[Written exercise] Please output every line of the material as it stands, without the pictures.

[Data shown]
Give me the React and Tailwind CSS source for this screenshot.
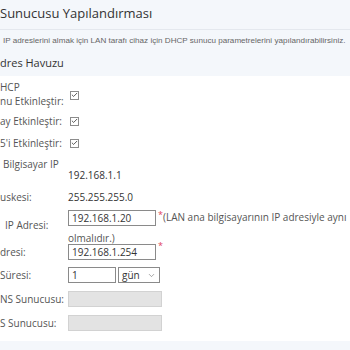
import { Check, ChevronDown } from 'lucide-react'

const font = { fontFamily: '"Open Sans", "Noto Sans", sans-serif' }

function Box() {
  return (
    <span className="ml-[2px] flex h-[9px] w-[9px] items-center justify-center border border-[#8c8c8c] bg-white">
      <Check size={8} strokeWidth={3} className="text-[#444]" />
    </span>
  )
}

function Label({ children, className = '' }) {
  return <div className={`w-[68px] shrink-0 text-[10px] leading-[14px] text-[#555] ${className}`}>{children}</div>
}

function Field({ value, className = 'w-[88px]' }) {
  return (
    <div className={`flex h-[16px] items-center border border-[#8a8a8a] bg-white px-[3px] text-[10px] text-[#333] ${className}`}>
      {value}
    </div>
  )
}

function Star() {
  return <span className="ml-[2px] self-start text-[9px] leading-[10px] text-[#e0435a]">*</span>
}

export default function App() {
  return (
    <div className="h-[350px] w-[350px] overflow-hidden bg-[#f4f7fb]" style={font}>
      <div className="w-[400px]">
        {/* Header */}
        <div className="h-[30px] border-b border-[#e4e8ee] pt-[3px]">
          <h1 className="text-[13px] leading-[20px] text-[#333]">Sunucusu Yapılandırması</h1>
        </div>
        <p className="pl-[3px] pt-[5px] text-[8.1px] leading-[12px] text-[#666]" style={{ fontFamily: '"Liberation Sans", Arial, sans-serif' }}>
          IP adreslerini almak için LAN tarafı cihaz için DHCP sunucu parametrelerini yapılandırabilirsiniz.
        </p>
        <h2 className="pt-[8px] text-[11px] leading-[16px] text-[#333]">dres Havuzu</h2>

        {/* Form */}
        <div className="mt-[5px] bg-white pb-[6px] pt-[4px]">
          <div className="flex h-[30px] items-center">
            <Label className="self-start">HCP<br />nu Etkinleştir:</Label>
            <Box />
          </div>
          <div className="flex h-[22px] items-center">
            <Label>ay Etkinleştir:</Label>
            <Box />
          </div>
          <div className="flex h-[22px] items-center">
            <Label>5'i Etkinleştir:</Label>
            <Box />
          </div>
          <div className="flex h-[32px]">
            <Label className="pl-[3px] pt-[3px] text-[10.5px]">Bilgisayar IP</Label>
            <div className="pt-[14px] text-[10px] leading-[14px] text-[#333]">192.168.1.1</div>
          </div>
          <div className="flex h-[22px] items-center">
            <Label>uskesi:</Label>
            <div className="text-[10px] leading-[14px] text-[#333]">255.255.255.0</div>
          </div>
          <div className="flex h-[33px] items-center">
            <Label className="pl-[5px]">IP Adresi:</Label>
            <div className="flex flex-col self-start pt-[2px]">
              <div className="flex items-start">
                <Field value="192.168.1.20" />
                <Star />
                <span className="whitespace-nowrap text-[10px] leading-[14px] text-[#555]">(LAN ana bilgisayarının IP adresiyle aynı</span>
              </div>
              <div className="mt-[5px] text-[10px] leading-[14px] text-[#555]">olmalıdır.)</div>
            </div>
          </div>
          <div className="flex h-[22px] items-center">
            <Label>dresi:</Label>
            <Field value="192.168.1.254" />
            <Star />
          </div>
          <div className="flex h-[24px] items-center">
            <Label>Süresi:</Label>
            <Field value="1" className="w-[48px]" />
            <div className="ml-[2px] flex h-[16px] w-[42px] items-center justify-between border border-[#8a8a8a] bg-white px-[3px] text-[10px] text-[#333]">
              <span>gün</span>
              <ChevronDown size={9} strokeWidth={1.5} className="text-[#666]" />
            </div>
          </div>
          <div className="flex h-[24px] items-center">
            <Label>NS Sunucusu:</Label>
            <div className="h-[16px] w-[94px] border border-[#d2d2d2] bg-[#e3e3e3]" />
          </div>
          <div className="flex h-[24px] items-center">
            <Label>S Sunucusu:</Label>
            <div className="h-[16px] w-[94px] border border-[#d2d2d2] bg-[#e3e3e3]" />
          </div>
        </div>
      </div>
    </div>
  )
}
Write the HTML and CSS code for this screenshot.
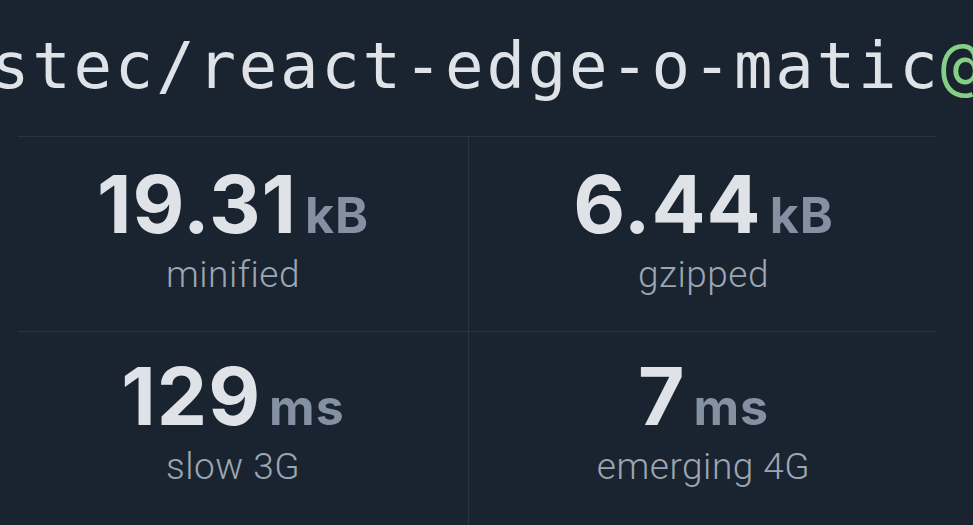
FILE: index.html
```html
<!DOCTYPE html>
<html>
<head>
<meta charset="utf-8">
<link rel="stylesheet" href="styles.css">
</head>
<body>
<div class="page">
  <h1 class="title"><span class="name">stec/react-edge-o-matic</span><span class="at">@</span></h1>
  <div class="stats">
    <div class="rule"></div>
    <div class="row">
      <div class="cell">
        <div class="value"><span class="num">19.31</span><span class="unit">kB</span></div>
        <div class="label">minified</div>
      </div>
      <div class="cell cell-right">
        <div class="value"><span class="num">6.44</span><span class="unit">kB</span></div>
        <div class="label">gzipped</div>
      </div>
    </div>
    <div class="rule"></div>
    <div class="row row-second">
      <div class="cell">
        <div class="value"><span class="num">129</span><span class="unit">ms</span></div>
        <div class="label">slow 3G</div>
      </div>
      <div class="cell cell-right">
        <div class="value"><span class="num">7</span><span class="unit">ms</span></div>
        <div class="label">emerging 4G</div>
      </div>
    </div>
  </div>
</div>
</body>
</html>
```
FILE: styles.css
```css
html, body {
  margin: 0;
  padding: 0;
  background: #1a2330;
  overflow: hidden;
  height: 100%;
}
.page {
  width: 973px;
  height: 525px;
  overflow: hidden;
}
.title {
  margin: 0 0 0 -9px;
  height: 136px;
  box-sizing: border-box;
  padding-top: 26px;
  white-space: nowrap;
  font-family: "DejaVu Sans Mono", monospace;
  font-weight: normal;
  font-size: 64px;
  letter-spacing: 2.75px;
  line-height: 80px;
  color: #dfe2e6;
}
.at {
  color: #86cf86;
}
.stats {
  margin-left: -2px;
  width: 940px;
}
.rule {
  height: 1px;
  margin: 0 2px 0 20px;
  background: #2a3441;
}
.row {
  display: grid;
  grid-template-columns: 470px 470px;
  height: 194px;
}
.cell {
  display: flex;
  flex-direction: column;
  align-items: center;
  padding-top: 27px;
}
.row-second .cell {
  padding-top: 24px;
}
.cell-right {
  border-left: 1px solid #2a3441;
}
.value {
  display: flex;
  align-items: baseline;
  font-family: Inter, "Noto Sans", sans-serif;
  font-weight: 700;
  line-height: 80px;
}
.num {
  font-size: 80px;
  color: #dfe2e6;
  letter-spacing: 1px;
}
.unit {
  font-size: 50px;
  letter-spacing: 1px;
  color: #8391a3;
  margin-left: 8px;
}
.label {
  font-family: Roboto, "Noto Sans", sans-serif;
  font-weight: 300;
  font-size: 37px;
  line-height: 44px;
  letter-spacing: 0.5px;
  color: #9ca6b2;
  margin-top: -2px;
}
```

[Problem solution]
Give me the React and Tailwind CSS source for this screenshot.
import { Check, ChevronDown } from 'lucide-react'

const font = { fontFamily: '"Open Sans", "Noto Sans", sans-serif' }

function Box() {
  return (
    <span className="ml-[2px] flex h-[9px] w-[9px] items-center justify-center border border-[#8c8c8c] bg-white">
      <Check size={8} strokeWidth={3} className="text-[#444]" />
    </span>
  )
}

function Label({ children, className = '' }) {
  return <div className={`w-[68px] shrink-0 text-[10px] leading-[14px] text-[#555] ${className}`}>{children}</div>
}

function Field({ value, className = 'w-[88px]' }) {
  return (
    <div className={`flex h-[16px] items-center border border-[#8a8a8a] bg-white px-[3px] text-[10px] text-[#333] ${className}`}>
      {value}
    </div>
  )
}

function Star() {
  return <span className="ml-[2px] self-start text-[9px] leading-[10px] text-[#e0435a]">*</span>
}

export default function App() {
  return (
    <div className="h-[350px] w-[350px] overflow-hidden bg-[#f4f7fb]" style={font}>
      <div className="w-[400px]">
        {/* Header */}
        <div className="h-[30px] border-b border-[#e4e8ee] pt-[3px]">
          <h1 className="text-[13px] leading-[20px] text-[#333]">Sunucusu Yapılandırması</h1>
        </div>
        <p className="pl-[3px] pt-[5px] text-[8.1px] leading-[12px] text-[#666]" style={{ fontFamily: '"Liberation Sans", Arial, sans-serif' }}>
          IP adreslerini almak için LAN tarafı cihaz için DHCP sunucu parametrelerini yapılandırabilirsiniz.
        </p>
        <h2 className="pt-[8px] text-[11px] leading-[16px] text-[#333]">dres Havuzu</h2>

        {/* Form */}
        <div className="mt-[5px] bg-white pb-[6px] pt-[4px]">
          <div className="flex h-[30px] items-center">
            <Label className="self-start">HCP<br />nu Etkinleştir:</Label>
            <Box />
          </div>
          <div className="flex h-[22px] items-center">
            <Label>ay Etkinleştir:</Label>
            <Box />
          </div>
          <div className="flex h-[22px] items-center">
            <Label>5'i Etkinleştir:</Label>
            <Box />
          </div>
          <div className="flex h-[32px]">
            <Label className="pl-[3px] pt-[3px] text-[10.5px]">Bilgisayar IP</Label>
            <div className="pt-[14px] text-[10px] leading-[14px] text-[#333]">192.168.1.1</div>
          </div>
          <div className="flex h-[22px] items-center">
            <Label>uskesi:</Label>
            <div className="text-[10px] leading-[14px] text-[#333]">255.255.255.0</div>
          </div>
          <div className="flex h-[33px] items-center">
            <Label className="pl-[5px]">IP Adresi:</Label>
            <div className="flex flex-col self-start pt-[2px]">
              <div className="flex items-start">
                <Field value="192.168.1.20" />
                <Star />
                <span className="whitespace-nowrap text-[10px] leading-[14px] text-[#555]">(LAN ana bilgisayarının IP adresiyle aynı</span>
              </div>
              <div className="mt-[5px] text-[10px] leading-[14px] text-[#555]">olmalıdır.)</div>
            </div>
          </div>
          <div className="flex h-[22px] items-center">
            <Label>dresi:</Label>
            <Field value="192.168.1.254" />
            <Star />
          </div>
          <div className="flex h-[24px] items-center">
            <Label>Süresi:</Label>
            <Field value="1" className="w-[48px]" />
            <div className="ml-[2px] flex h-[16px] w-[42px] items-center justify-between border border-[#8a8a8a] bg-white px-[3px] text-[10px] text-[#333]">
              <span>gün</span>
              <ChevronDown size={9} strokeWidth={1.5} className="text-[#666]" />
            </div>
          </div>
          <div className="flex h-[24px] items-center">
            <Label>NS Sunucusu:</Label>
            <div className="h-[16px] w-[94px] border border-[#d2d2d2] bg-[#e3e3e3]" />
          </div>
          <div className="flex h-[24px] items-center">
            <Label>S Sunucusu:</Label>
            <div className="h-[16px] w-[94px] border border-[#d2d2d2] bg-[#e3e3e3]" />
          </div>
        </div>
      </div>
    </div>
  )
}
Write the HTML and CSS code for this screenshot.
FILE: index.html
```html
<!DOCTYPE html>
<html>
<head>
<meta charset="utf-8">
<link rel="stylesheet" href="styles.css">
</head>
<body>
<div class="page">
  <h1 class="title"><span class="name">stec/react-edge-o-matic</span><span class="at">@</span></h1>
  <div class="stats">
    <div class="rule"></div>
    <div class="row">
      <div class="cell">
        <div class="value"><span class="num">19.31</span><span class="unit">kB</span></div>
        <div class="label">minified</div>
      </div>
      <div class="cell cell-right">
        <div class="value"><span class="num">6.44</span><span class="unit">kB</span></div>
        <div class="label">gzipped</div>
      </div>
    </div>
    <div class="rule"></div>
    <div class="row row-second">
      <div class="cell">
        <div class="value"><span class="num">129</span><span class="unit">ms</span></div>
        <div class="label">slow 3G</div>
      </div>
      <div class="cell cell-right">
        <div class="value"><span class="num">7</span><span class="unit">ms</span></div>
        <div class="label">emerging 4G</div>
      </div>
    </div>
  </div>
</div>
</body>
</html>
```
FILE: styles.css
```css
html, body {
  margin: 0;
  padding: 0;
  background: #1a2330;
  overflow: hidden;
  height: 100%;
}
.page {
  width: 973px;
  height: 525px;
  overflow: hidden;
}
.title {
  margin: 0 0 0 -9px;
  height: 136px;
  box-sizing: border-box;
  padding-top: 26px;
  white-space: nowrap;
  font-family: "DejaVu Sans Mono", monospace;
  font-weight: normal;
  font-size: 64px;
  letter-spacing: 2.75px;
  line-height: 80px;
  color: #dfe2e6;
}
.at {
  color: #86cf86;
}
.stats {
  margin-left: -2px;
  width: 940px;
}
.rule {
  height: 1px;
  margin: 0 2px 0 20px;
  background: #2a3441;
}
.row {
  display: grid;
  grid-template-columns: 470px 470px;
  height: 194px;
}
.cell {
  display: flex;
  flex-direction: column;
  align-items: center;
  padding-top: 27px;
}
.row-second .cell {
  padding-top: 24px;
}
.cell-right {
  border-left: 1px solid #2a3441;
}
.value {
  display: flex;
  align-items: baseline;
  font-family: Inter, "Noto Sans", sans-serif;
  font-weight: 700;
  line-height: 80px;
}
.num {
  font-size: 80px;
  color: #dfe2e6;
  letter-spacing: 1px;
}
.unit {
  font-size: 50px;
  letter-spacing: 1px;
  color: #8391a3;
  margin-left: 8px;
}
.label {
  font-family: Roboto, "Noto Sans", sans-serif;
  font-weight: 300;
  font-size: 37px;
  line-height: 44px;
  letter-spacing: 0.5px;
  color: #9ca6b2;
  margin-top: -2px;
}
```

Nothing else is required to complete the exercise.